_SUPPLIED INFORMATION_
◇ ◇ ◇ ◇ ◇

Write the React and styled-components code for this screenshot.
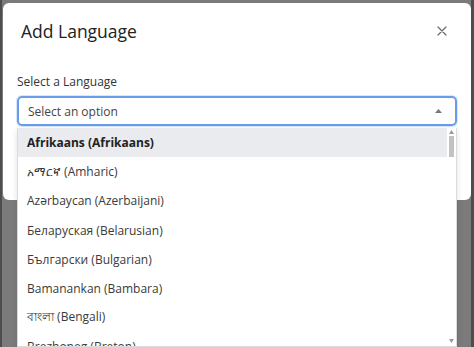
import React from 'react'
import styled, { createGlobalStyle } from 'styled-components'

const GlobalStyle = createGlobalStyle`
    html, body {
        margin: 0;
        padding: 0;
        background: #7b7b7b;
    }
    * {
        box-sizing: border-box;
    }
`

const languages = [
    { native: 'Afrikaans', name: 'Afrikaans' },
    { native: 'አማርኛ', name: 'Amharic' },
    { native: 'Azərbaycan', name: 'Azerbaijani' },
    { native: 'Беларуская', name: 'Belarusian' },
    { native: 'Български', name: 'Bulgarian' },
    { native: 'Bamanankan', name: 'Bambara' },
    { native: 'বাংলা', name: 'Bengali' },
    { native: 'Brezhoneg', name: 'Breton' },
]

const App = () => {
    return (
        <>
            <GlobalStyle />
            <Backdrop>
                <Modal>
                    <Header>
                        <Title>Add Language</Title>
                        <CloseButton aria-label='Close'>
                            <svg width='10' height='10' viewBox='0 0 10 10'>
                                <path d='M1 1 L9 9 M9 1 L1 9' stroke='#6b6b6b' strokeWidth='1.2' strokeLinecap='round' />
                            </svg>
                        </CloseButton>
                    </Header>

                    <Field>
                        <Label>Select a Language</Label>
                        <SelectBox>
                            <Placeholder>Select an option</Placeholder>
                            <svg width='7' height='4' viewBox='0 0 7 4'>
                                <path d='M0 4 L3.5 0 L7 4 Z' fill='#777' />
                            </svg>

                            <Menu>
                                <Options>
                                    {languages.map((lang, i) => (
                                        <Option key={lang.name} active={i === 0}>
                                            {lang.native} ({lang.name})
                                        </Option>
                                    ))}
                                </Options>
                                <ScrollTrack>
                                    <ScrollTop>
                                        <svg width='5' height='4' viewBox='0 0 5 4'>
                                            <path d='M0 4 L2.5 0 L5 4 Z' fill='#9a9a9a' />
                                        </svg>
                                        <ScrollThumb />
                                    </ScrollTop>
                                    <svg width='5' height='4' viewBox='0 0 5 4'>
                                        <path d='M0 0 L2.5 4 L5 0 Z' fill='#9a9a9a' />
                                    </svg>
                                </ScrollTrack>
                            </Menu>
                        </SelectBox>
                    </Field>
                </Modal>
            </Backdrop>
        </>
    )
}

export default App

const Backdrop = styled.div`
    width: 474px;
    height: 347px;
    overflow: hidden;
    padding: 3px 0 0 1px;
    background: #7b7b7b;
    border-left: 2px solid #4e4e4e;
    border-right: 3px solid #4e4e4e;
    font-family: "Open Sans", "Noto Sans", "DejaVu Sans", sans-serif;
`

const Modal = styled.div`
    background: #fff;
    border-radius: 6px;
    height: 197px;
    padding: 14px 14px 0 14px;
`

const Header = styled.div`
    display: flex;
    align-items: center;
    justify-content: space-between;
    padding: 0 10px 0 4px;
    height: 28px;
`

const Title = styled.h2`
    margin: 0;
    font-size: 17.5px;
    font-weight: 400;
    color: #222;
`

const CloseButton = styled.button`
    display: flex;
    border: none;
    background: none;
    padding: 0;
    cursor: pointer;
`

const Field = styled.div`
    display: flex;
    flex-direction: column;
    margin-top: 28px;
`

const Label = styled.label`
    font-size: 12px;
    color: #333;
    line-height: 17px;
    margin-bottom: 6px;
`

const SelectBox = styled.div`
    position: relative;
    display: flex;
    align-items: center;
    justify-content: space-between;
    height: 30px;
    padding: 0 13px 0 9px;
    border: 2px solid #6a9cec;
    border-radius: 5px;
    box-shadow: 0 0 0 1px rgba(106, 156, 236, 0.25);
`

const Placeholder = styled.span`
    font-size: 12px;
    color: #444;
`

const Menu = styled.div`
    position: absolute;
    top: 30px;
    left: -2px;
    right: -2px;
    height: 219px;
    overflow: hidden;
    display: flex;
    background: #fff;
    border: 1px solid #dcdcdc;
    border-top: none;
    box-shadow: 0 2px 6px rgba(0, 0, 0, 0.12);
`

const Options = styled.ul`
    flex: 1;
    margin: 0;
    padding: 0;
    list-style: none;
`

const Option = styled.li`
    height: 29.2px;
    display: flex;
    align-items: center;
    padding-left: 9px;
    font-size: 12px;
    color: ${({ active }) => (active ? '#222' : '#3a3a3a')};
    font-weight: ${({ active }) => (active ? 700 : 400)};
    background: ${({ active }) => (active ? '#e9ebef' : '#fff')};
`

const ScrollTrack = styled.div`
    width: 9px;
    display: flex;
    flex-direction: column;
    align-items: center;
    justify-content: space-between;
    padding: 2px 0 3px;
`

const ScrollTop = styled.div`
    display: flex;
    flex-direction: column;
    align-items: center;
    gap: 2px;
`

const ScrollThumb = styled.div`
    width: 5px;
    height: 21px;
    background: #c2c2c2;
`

◇ ◇ ◇ ◇ ◇

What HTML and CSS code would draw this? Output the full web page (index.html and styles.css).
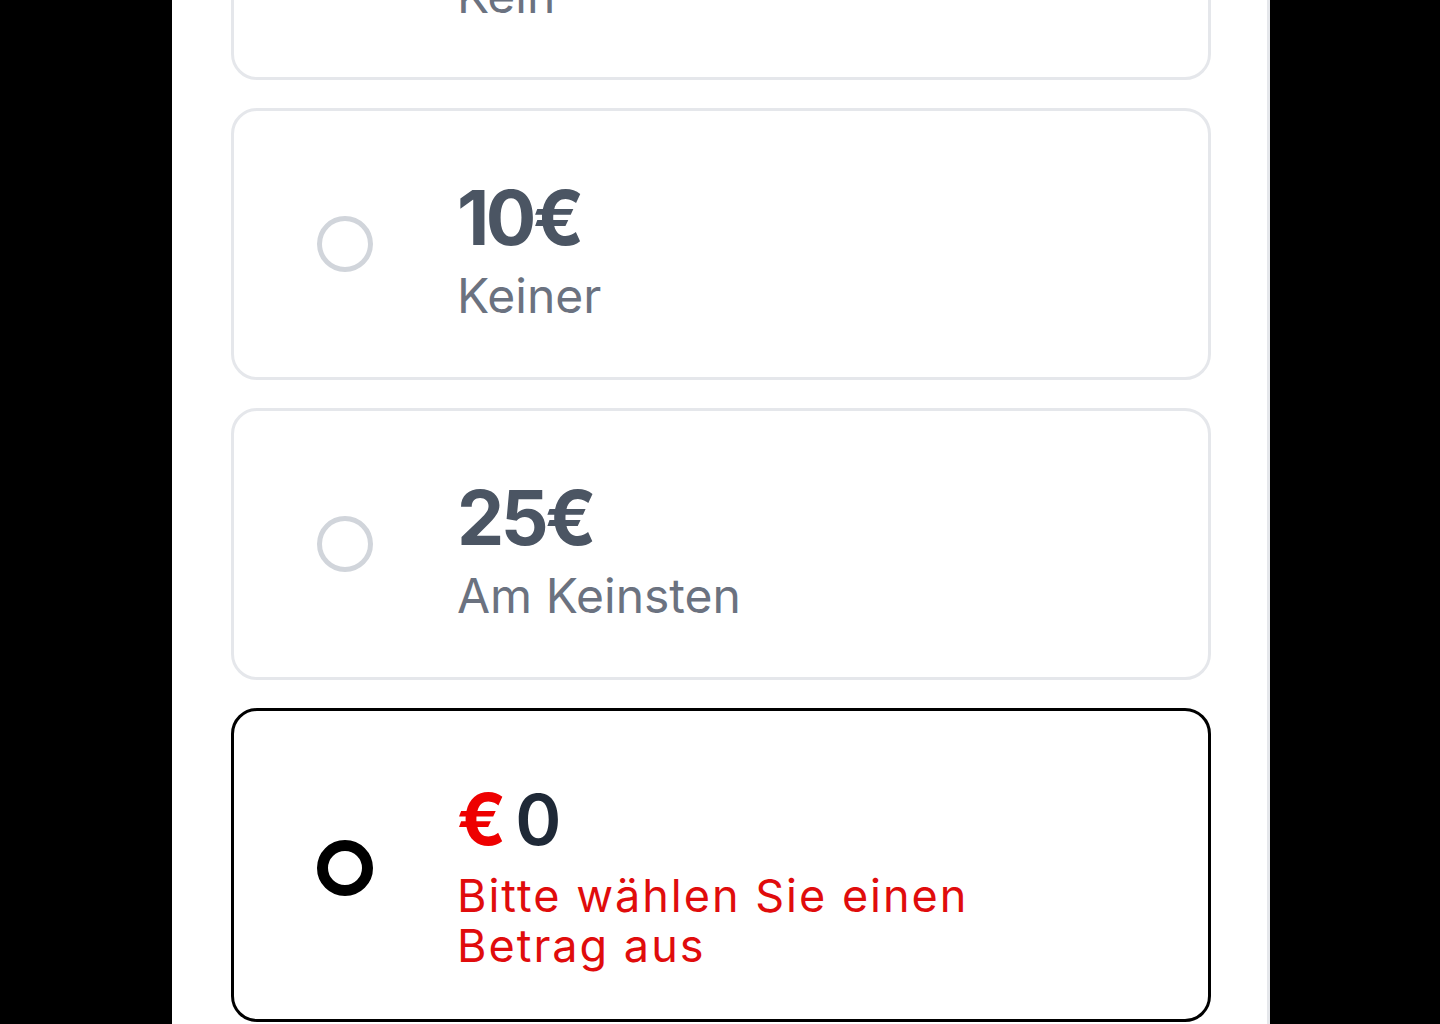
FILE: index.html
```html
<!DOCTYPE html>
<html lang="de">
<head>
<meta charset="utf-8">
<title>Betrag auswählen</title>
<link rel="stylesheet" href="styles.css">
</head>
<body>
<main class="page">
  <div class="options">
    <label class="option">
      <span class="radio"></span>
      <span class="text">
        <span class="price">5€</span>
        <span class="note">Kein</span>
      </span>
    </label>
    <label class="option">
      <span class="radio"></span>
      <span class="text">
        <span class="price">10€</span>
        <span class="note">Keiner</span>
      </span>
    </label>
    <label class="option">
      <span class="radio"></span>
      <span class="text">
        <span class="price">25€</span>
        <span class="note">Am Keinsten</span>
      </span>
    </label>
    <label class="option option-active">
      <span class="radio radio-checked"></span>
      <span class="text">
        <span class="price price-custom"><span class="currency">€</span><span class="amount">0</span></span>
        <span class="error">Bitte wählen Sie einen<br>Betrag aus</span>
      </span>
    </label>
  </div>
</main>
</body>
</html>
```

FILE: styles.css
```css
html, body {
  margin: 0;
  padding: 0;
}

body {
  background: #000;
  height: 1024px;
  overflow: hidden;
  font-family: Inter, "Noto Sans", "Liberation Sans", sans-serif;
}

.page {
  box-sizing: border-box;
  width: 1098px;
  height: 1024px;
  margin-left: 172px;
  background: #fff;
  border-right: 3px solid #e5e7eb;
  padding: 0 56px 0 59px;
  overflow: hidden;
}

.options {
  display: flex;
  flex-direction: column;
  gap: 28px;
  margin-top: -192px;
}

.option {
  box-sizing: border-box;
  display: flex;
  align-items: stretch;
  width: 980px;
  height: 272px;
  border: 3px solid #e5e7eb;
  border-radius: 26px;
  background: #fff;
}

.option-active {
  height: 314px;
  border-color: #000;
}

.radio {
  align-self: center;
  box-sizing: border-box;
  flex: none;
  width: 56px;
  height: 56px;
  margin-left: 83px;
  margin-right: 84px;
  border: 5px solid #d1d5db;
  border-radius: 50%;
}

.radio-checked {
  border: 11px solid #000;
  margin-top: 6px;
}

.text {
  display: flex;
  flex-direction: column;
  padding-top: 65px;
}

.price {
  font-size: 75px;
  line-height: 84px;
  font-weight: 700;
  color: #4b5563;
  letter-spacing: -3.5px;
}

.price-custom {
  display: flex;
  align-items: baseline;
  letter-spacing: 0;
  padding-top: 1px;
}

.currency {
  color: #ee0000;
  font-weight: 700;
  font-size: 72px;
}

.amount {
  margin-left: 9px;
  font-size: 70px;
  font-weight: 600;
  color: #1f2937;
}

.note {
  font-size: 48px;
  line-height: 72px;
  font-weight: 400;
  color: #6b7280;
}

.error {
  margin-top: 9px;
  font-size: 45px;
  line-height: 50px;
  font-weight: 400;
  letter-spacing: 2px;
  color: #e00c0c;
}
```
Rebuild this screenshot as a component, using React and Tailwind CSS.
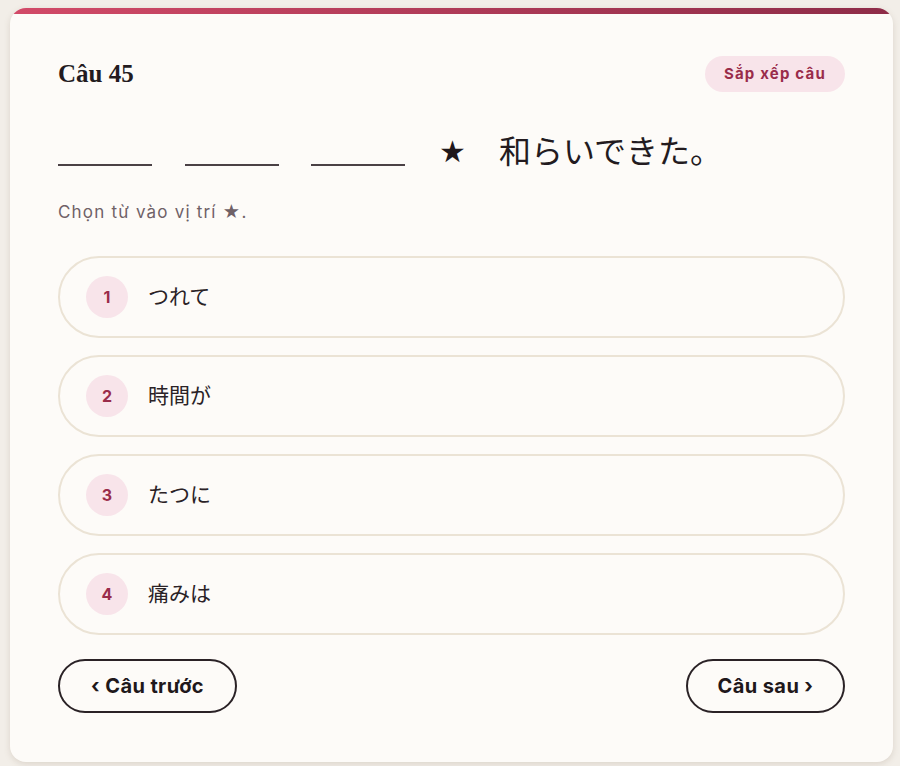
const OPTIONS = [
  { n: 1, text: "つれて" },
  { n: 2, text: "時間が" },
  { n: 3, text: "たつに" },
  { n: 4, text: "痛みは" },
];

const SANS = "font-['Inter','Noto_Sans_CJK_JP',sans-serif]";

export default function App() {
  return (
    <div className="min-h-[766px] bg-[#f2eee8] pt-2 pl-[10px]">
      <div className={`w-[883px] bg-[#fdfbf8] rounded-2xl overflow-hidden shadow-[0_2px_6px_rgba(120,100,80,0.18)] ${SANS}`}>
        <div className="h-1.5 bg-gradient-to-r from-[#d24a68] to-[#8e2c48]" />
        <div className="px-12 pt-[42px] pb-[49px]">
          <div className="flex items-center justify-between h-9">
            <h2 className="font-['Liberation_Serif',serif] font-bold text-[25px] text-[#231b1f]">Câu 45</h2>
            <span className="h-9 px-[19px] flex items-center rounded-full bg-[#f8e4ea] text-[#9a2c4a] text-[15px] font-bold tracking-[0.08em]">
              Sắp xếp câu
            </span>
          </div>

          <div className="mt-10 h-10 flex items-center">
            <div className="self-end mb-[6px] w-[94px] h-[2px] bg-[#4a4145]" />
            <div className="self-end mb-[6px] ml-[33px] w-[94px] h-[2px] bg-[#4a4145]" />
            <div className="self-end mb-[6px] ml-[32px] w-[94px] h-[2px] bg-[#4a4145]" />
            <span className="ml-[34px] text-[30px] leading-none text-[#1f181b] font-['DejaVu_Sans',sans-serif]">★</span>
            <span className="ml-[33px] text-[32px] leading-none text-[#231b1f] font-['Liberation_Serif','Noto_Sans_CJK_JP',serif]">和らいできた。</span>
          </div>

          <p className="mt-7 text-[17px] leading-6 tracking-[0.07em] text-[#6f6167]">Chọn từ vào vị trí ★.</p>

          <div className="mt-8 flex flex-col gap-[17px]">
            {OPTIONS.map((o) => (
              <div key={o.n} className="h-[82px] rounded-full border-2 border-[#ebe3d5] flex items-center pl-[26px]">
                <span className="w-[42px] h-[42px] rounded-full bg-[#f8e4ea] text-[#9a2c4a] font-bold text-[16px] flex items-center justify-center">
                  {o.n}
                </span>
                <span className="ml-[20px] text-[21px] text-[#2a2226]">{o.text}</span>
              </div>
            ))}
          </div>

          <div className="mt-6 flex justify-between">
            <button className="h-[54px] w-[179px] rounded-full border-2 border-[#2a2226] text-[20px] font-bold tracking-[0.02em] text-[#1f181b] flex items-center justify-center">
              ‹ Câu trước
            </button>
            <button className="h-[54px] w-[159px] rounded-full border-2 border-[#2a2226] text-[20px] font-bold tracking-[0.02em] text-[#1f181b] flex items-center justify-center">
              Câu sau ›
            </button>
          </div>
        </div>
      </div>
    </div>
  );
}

◇ ◇ ◇ ◇ ◇

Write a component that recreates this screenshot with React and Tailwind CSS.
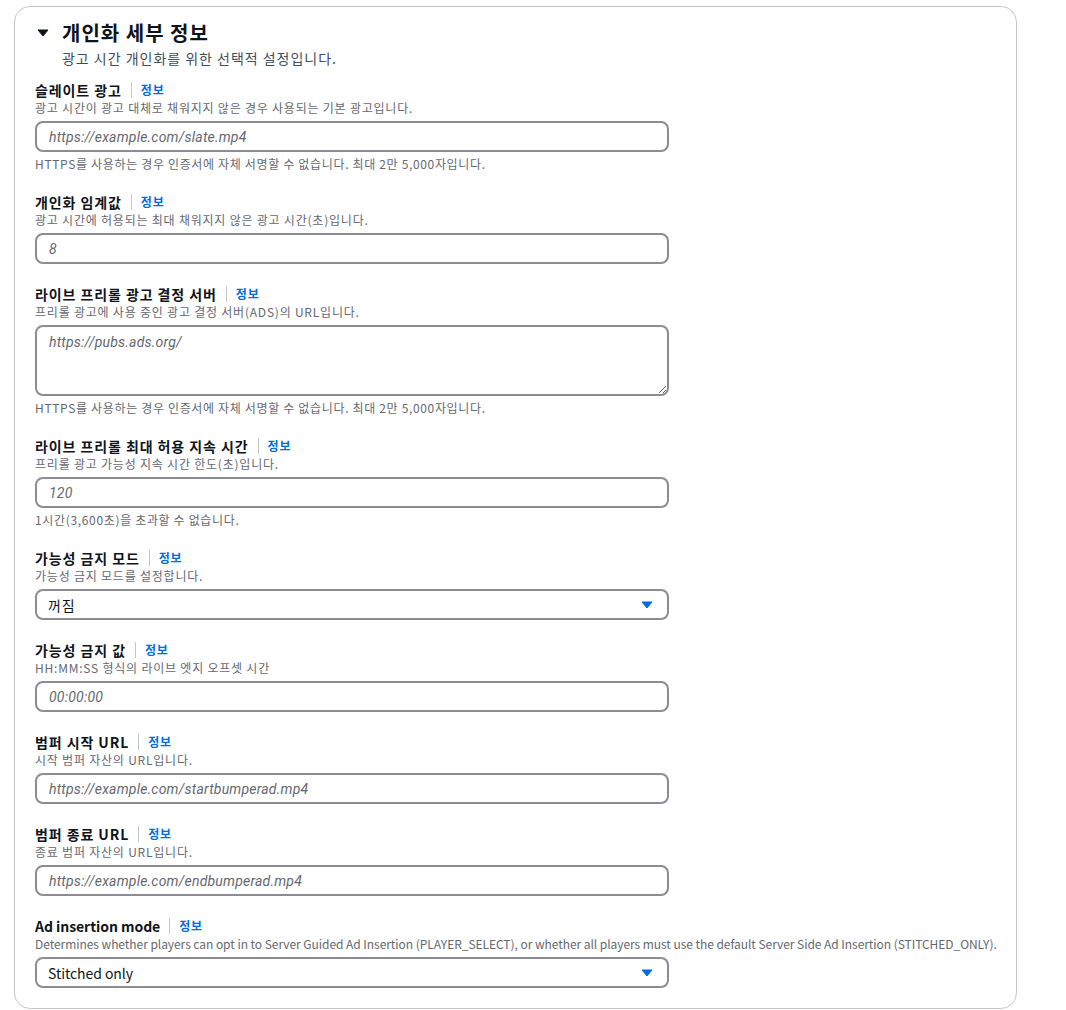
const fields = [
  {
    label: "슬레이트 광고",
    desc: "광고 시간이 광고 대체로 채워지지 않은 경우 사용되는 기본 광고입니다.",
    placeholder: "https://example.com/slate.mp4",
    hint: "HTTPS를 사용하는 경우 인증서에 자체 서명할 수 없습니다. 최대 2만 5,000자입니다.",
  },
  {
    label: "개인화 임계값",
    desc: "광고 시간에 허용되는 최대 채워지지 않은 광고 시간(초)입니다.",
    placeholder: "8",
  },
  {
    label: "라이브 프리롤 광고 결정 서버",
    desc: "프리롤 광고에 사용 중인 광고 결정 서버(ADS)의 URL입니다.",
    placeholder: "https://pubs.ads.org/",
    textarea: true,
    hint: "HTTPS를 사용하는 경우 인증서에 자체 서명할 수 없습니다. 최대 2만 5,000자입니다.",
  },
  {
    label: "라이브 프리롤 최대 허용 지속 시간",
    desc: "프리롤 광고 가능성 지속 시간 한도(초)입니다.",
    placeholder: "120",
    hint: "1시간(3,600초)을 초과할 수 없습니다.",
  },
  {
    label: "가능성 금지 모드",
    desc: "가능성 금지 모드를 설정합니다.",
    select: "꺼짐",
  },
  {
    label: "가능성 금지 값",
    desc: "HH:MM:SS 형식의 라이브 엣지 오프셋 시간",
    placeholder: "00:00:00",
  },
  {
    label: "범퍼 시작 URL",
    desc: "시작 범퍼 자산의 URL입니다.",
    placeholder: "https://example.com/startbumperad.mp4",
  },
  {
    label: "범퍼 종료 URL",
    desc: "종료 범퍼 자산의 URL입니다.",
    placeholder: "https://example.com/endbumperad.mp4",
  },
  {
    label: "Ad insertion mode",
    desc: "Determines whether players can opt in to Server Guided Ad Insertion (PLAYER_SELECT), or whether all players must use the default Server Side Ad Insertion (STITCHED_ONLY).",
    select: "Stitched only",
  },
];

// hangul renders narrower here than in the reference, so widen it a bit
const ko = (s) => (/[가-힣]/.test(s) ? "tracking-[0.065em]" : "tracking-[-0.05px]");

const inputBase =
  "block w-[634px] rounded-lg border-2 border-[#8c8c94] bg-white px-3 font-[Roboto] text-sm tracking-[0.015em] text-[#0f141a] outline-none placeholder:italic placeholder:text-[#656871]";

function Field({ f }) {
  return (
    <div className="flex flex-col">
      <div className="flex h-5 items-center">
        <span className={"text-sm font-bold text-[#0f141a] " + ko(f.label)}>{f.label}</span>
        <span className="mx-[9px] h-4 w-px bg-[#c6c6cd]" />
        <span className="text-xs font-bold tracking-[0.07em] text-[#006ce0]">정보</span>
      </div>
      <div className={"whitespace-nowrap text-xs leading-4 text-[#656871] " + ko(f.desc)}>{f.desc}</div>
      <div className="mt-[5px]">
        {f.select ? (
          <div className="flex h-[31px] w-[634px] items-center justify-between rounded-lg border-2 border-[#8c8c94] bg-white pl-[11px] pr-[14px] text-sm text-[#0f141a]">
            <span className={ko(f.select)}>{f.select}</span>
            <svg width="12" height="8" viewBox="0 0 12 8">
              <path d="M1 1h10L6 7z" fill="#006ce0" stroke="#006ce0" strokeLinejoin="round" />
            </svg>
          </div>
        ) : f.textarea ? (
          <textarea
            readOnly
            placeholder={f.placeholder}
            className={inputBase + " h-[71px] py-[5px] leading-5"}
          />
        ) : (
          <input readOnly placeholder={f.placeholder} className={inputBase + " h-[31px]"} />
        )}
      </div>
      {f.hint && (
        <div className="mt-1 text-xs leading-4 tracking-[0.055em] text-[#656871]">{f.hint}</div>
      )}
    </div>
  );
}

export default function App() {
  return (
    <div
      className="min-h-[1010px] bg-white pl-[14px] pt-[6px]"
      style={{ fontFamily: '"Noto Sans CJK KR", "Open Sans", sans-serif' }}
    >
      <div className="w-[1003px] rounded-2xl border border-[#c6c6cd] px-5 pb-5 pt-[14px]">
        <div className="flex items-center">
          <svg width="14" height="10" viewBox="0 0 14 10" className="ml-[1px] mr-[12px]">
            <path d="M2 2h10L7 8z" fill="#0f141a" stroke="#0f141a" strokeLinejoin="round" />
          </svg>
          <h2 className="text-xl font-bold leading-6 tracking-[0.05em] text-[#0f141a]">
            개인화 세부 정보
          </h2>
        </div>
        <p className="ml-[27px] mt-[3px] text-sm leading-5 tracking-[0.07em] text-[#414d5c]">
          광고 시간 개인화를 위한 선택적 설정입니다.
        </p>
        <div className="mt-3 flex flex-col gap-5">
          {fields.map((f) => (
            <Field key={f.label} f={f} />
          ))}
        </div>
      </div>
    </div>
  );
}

◇ ◇ ◇ ◇ ◇

Within the listing above, find every line containing the string "index" and return it.

What HTML and CSS code would draw this? Output the full web page (index.html and styles.css).
FILE: index.html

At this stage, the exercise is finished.